* BEGIN *

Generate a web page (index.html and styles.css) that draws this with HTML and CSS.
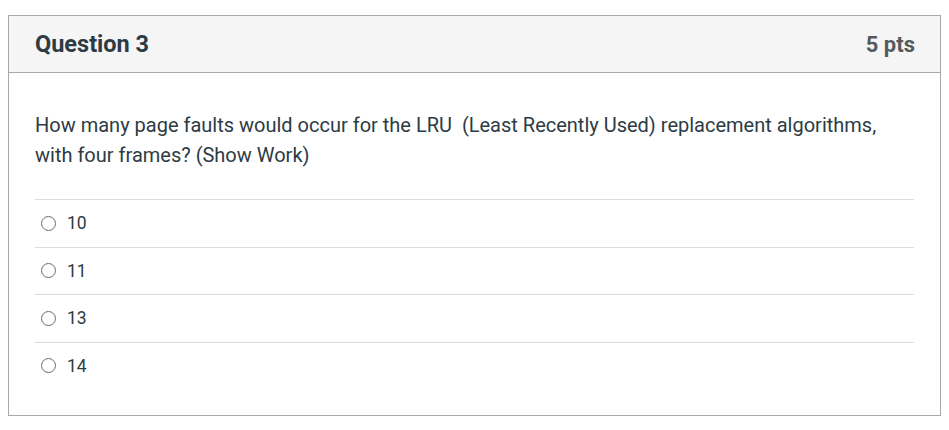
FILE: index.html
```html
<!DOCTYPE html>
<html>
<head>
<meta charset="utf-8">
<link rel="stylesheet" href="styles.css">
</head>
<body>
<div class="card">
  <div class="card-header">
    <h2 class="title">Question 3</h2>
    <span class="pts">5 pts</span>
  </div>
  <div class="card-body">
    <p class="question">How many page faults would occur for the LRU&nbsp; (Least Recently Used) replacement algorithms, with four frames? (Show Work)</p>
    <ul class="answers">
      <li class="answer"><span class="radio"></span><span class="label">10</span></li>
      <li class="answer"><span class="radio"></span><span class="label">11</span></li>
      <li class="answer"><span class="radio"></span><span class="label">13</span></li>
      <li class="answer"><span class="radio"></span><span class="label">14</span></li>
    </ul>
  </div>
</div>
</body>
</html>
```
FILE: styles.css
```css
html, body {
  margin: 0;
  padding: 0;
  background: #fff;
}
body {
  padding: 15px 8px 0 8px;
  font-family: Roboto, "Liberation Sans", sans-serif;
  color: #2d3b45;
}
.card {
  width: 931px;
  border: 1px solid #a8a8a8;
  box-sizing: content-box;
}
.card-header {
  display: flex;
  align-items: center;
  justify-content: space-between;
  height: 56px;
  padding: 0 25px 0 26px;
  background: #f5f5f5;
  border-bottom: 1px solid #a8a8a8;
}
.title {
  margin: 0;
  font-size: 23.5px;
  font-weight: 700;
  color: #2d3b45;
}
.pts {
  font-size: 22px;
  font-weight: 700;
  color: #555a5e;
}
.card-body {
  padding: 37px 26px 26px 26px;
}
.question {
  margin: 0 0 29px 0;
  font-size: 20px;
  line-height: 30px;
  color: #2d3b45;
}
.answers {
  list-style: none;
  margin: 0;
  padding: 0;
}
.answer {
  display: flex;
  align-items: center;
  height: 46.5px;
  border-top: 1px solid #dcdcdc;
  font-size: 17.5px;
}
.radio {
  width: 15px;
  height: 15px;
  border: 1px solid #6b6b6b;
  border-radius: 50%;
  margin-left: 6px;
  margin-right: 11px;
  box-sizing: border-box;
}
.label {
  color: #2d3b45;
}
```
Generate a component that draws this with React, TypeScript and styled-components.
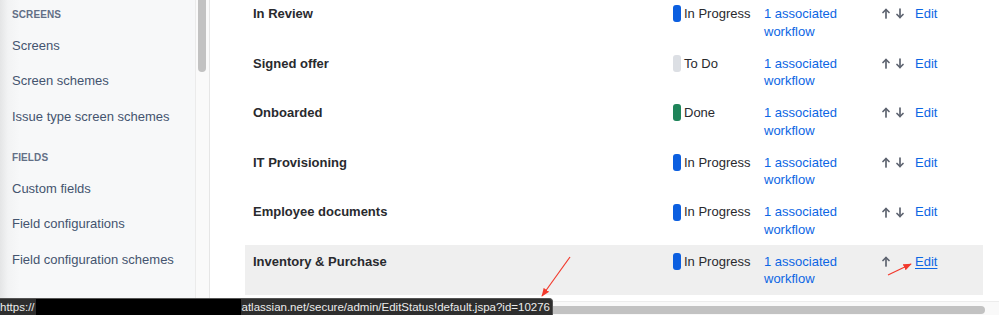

* END *

EXERCISE GOAL:
Show, from the listing above, each line that contains the word "index".

EXERCISE ANSWER:
Generate a web page (index.html and styles.css) that draws this with HTML and CSS.
FILE: index.html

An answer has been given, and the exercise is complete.